Self-publishing is a great endeavor -- and what's wonderful about it is how it opens up whole new avenues to authors to publish books for such a wide variety of reasons. But what just makes me want to cry is when I see companies allocate huge budgets to book projects that seem to just be a vanity gig -- or a pet project someone has sold them on -- and they don't have any idea what they're actually going to *do* with the books, or why they're doing them. They become expensive mistakes and put them off ever wanting to a book project again, when a properly focused book could actually be a huge help to them. So, set your goals. Ask. If you're an editor or freelance project manager, find out. But give it some thought, and know it's probably going to be one of the first questions I ask. You're going to increase your chances of publishing a successful project and you'll love us for making you look good.

Monday, February 06, 2006

Airport Ghost Town

I had the opportunity of being one of the few people not able to watch the Super Bowl last night. Instead, I was on a plane returning from New Mexico (where I'd been attending a publishing marketing conference -- more on that later). I had a lay-over in Minneapolis during the first half of the game, and it was an eerie feeling walking through a nearly deserted major airport at 6:30 on a Sunday evening. All of the fast food areas and waiting areas were empty. In fact, everywhere except the waiting areas with a television, or the bars with a television was empty.

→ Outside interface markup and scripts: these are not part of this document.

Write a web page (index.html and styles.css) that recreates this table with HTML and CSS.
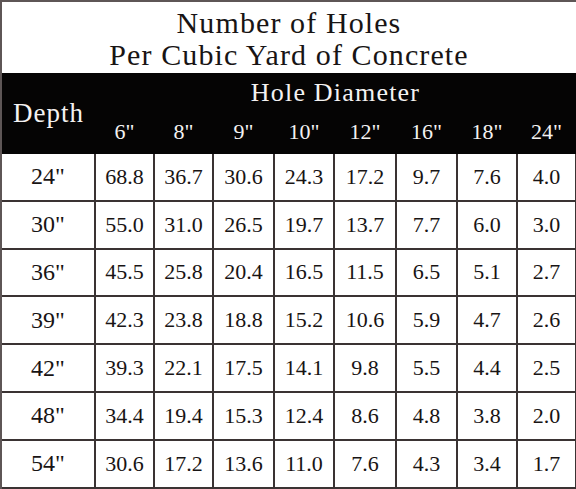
FILE: index.html
```html
<!DOCTYPE html>
<html lang="en">
<head>
    <meta charset="UTF-8">
    <meta name="viewport" content="width=device-width, initial-scale=1.0">
    <title>Number of Holes Per Cubic Yard of Concrete</title>
    <link rel="stylesheet" href="styles.css">
</head>
<body>
    <div class="sheet">
        <h1 class="title">Number of Holes<br>Per Cubic Yard of Concrete</h1>

        <table class="holes">
            <colgroup>
                <col class="col-depth">
                <col style="width: 59px;">
                <col style="width: 59px;">
                <col style="width: 61px;">
                <col style="width: 60px;">
                <col style="width: 62px;">
                <col style="width: 61px;">
                <col style="width: 60px;">
                <col style="width: 59px;">
            </colgroup>
            <thead>
                <tr class="head-top">
                    <th class="depth-head" rowspan="2">Depth</th>
                    <th class="diameter-head" colspan="8">Hole Diameter</th>
                </tr>
                <tr class="head-sizes">
                    <th>6"</th><th>8"</th><th>9"</th><th>10"</th><th>12"</th><th>16"</th><th>18"</th><th>24"</th>
                </tr>
            </thead>
            <tbody>
                <tr><td class="depth">24"</td><td>68.8</td><td>36.7</td><td>30.6</td><td>24.3</td><td>17.2</td><td>9.7</td><td>7.6</td><td>4.0</td></tr>
                <tr><td class="depth">30"</td><td>55.0</td><td>31.0</td><td>26.5</td><td>19.7</td><td>13.7</td><td>7.7</td><td>6.0</td><td>3.0</td></tr>
                <tr><td class="depth">36"</td><td>45.5</td><td>25.8</td><td>20.4</td><td>16.5</td><td>11.5</td><td>6.5</td><td>5.1</td><td>2.7</td></tr>
                <tr><td class="depth">39"</td><td>42.3</td><td>23.8</td><td>18.8</td><td>15.2</td><td>10.6</td><td>5.9</td><td>4.7</td><td>2.6</td></tr>
                <tr><td class="depth">42"</td><td>39.3</td><td>22.1</td><td>17.5</td><td>14.1</td><td>9.8</td><td>5.5</td><td>4.4</td><td>2.5</td></tr>
                <tr><td class="depth">48"</td><td>34.4</td><td>19.4</td><td>15.3</td><td>12.4</td><td>8.6</td><td>4.8</td><td>3.8</td><td>2.0</td></tr>
                <tr><td class="depth">54"</td><td>30.6</td><td>17.2</td><td>13.6</td><td>11.0</td><td>7.6</td><td>4.3</td><td>3.4</td><td>1.7</td></tr>
            </tbody>
        </table>
        <div class="edge"></div>
    </div>
</body>
</html>
```

FILE: styles.css
```css
body {
    margin: 0;
    background: #fff;
    font-family: "Liberation Serif", "Times New Roman", serif;
    color: #181414;
}
.sheet {
    width: 574px;
    border-top: 2px solid #5e5656;
    border-left: 2px solid #5e5656;
}
.title {
    margin: 0;
    height: 66px;
    padding-top: 5px;
    font-size: 30px;
    font-weight: normal;
    line-height: 32px;
    letter-spacing: 1.1px;
    text-align: center;
}
.holes {
    width: 574px;
    table-layout: fixed;
    border-collapse: collapse;
}
.col-depth {
    width: 93px;
}
thead {
    background: #050404;
    color: #f4f2f2;
}
th {
    font-weight: normal;
    padding: 0;
}
.head-top {
    height: 40px;
}
.head-sizes {
    height: 41px;
}
.depth-head {
    font-size: 27px;
    letter-spacing: 1px;
    vertical-align: middle;
}
.diameter-head {
    font-size: 26px;
    letter-spacing: 1.2px;
    vertical-align: bottom;
    padding-bottom: 5px;
}
.head-sizes th {
    font-size: 22px;
    vertical-align: top;
    padding-top: 6px;
}
td {
    height: 45.8px;
    padding: 0;
    border: 2px solid #3a3333;
    text-align: center;
    font-size: 22px;
}
td.depth {
    font-size: 24px;
}
tbody tr:first-child td {
    border-top: none;
}
td:first-child {
    border-left: none;
}
.edge {
    width: 280px;
    height: 2px;
    margin-left: 22px;
    background: #7c2620;
}
```
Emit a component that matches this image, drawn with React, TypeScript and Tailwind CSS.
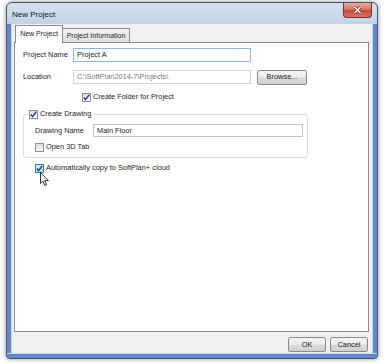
import type { ReactNode } from "react";

type CheckProps = {
  checked: boolean;
  hot?: boolean;
};

function CheckBox({ checked, hot }: CheckProps) {
  return (
    <span
      className={
        hot
          ? "flex h-[9px] w-[9px] shrink-0 items-center justify-center border border-[#3d7bad] bg-[linear-gradient(to_bottom,#d9f0fc,#b9e0f7)]"
          : "flex h-[9px] w-[9px] shrink-0 items-center justify-center border border-[#8e8f8f] bg-[linear-gradient(to_bottom,#dcdcdc,#ffffff)]"
      }
    >
      {checked && (
        <svg width="7" height="7" viewBox="0 0 7 7">
          <path
            d="M0.8 3.6 L2.6 5.6 L6.2 0.9"
            fill="none"
            stroke="#243f82"
            strokeWidth="1.5"
          />
        </svg>
      )}
    </span>
  );
}

function WinButton({ children, className }: { children: ReactNode; className: string }) {
  return (
    <div
      className={
        "flex items-center justify-center rounded-[2px] border border-[#8a8a8a] bg-[linear-gradient(to_bottom,#f4f4f4_0%,#ebebeb_48%,#dddddd_52%,#cfcfcf_100%)] text-[#1b1b1b] " +
        className
      }
    >
      {children}
    </div>
  );
}

export default function App() {
  return (
    <div className="h-[363px] w-[384px] overflow-hidden bg-white pl-[6px] pt-[2px] font-['Liberation_Sans',Arial,sans-serif] text-[7.4px] leading-[10px] text-[#1e1e1e]">
      <div className="flex h-[357px] w-[372px] flex-col overflow-hidden rounded-t-[6px] rounded-b-[4px] border border-[#48566a] bg-[#6487c7] shadow-[0_0_5px_rgba(0,0,0,0.45)]">
        {/* title bar */}
        <div className="flex h-[21px] shrink-0 items-start justify-between bg-[linear-gradient(to_bottom,#d6e1ef,#c2d2e7)] pl-[5px] pr-[5px]">
          <span className="pt-[7px] text-[8px] leading-[10px] text-[#101820]">New Project</span>
          <div className="flex h-[15px] w-[29px] items-center justify-center rounded-b-[4px] border border-t-0 border-[#7a2b24] bg-[linear-gradient(to_bottom,#eaaca1,#d67263_50%,#c54a39_51%,#d87460)]">
            <svg width="9" height="8" viewBox="0 0 9 8">
              <path d="M1.5 1 L7.5 7 M7.5 1 L1.5 7" stroke="#5a1a14" strokeWidth="2.6" />
              <path d="M1.5 1 L7.5 7 M7.5 1 L1.5 7" stroke="#ffffff" strokeWidth="1.5" />
            </svg>
          </div>
        </div>

        {/* body */}
        <div className="flex flex-1">
          <div className="w-[5px] shrink-0 border-r border-[#c9d6ea] bg-[#6388c9]" />
          <div className="flex w-[360px] flex-col bg-[#f0f0f0] pl-[2px] pr-[3px] pt-[1px]">
            {/* tabs */}
            <div className="relative z-10 -mb-px flex h-[18px] items-end pl-[1px]">
              <div className="flex h-[18px] w-[48px] items-center justify-center border border-b-0 border-[#898c95] bg-white pb-[1px] text-[7px]">
                New Project
              </div>
              <div className="mb-px flex h-[14px] w-[67px] items-center justify-center border border-b-0 border-l-0 border-[#898c95] bg-[linear-gradient(to_bottom,#f2f2f2,#e1e1e1)] text-[7px]">
                Project Information
              </div>
            </div>

            {/* tab page */}
            <div className="relative h-[290px] border border-[#898c95] bg-white pl-[8px] pt-[5px]">
              <div className="flex h-[14px] items-center">
                <span className="w-[50px]">Project Name</span>
                <div className="flex h-[14px] w-[178px] items-center border border-[#8fb6e0] bg-white pl-[3px]">
                  Project A
                </div>
              </div>

              <div className="mt-[8px] flex h-[14px] items-center">
                <span className="w-[50px]">Location</span>
                <div className="flex h-[14px] w-[178px] items-center border border-[#d4d4d4] bg-white pl-[3px] text-[#7a7a7a]">
                  C:\SoftPlan2014-7\Projects\
                </div>
                <WinButton className="ml-[6px] h-[15px] w-[50px]">Browse...</WinButton>
              </div>

              <div className="mt-[8px] flex h-[10px] items-center gap-[2px] pl-[59px]">
                <CheckBox checked />
                <span>Create Folder for Project</span>
              </div>

              <fieldset className="mt-[7px] h-[49px] w-[285px] rounded-[3px] border border-[#d5dfe5]">
                <legend className="ml-[5px] flex items-center gap-[2px] pr-[2px]">
                  <CheckBox checked />
                  <span>Create Drawing</span>
                </legend>
                <div className="mt-[5px] flex h-[13px] items-center pl-[11px]">
                  <span className="w-[58px]">Drawing Name</span>
                  <div className="flex h-[13px] w-[210px] items-center border border-[#c2c2c2] bg-white pl-[3px]">
                    Main Floor
                  </div>
                </div>
                <div className="mt-[5px] flex h-[10px] items-center gap-[2px] pl-[11px]">
                  <CheckBox checked={false} />
                  <span>Open 3D Tab</span>
                </div>
              </fieldset>

              <div className="mt-[5px] flex h-[10px] items-center gap-[2px] pl-[12px]">
                <CheckBox checked hot />
                <span>Automatically copy to SoftPlan+ cloud</span>
              </div>

              {/* mouse pointer */}
              <svg
                className="absolute left-[25px] top-[129px]"
                width="10"
                height="15"
                viewBox="0 0 10 15"
              >
                <path
                  d="M0.5 0.5 L0.5 11.5 L3 9.2 L4.8 13.6 L6.6 12.8 L4.8 8.6 L8.3 8.6 Z"
                  fill="#ffffff"
                  stroke="#1a1a1a"
                  strokeWidth="0.9"
                  strokeLinejoin="round"
                />
              </svg>
            </div>

            {/* buttons */}
            <div className="mt-[5px] flex justify-end gap-[4px] pr-[1px]">
              <WinButton className="h-[15px] w-[38px]">OK</WinButton>
              <WinButton className="h-[15px] w-[38px]">Cancel</WinButton>
            </div>
          </div>
          <div className="w-[5px] shrink-0 border-l border-[#c9d6ea] bg-[#6388c9]" />
        </div>

        <div className="h-[5px] shrink-0 border-t border-[#c9d6ea] bg-[#6388c9]" />
      </div>
    </div>
  );
}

People were crammed into the few areas that had the game on, and everyone was tuned in. It was the same odd sensation as walking through an airport at 1 am, or walking through the streets of a European city while that country's team is playing in the European Cup soccer championship game! It was nice seeing that everyone was focused on the TV and it wasn't some news coverage of some terrible disaster. Nothing to bring everyone together like the Super Bowl.

Loving the Work Life

As I've adjusted my work style away from the day-to-day corporate rigidity, I'm really coming to appreciate the ups-and-downs of entrepreneurial life. Last week, we were so busy with meetings, and proposals, I worked 70 hours just jumping from deadline to deadline. This week is a bit more relaxed. After several hectic days, last Friday morning's New Economy New Rules seminar was the first hour I had to just sit and process some data. I'm sure the woman next to me thought I was furiously scribbling notes on the telecommunications deregulation panel, but in reality I was downloading thoughts and ideas from our week of meetings, follow-ups, and book concepts. Unlike class in college when you couldn't zone out (but wanted to), this was really liberating. I processed unrelated information with no threat of reprisal (except embarrassment when I had to admit I wasn't paying attention) and let my mind wander and think and operate on that wonderful creative plane that let's you generate ideas without limits. I took five pages of notes!

I still have absolutely no idea what's going on with the details of telecommunications deregulation in Indiana, but it was a very valuable session.

Friday, February 03, 2006

Crazy Week -- and Media Mentions

It's been a crazy week. Lots of proposals, meetings, and deadlines. Plus, we were in Publisher's Weekly this week! It's nice to have folks recognize our new model and share our excitement.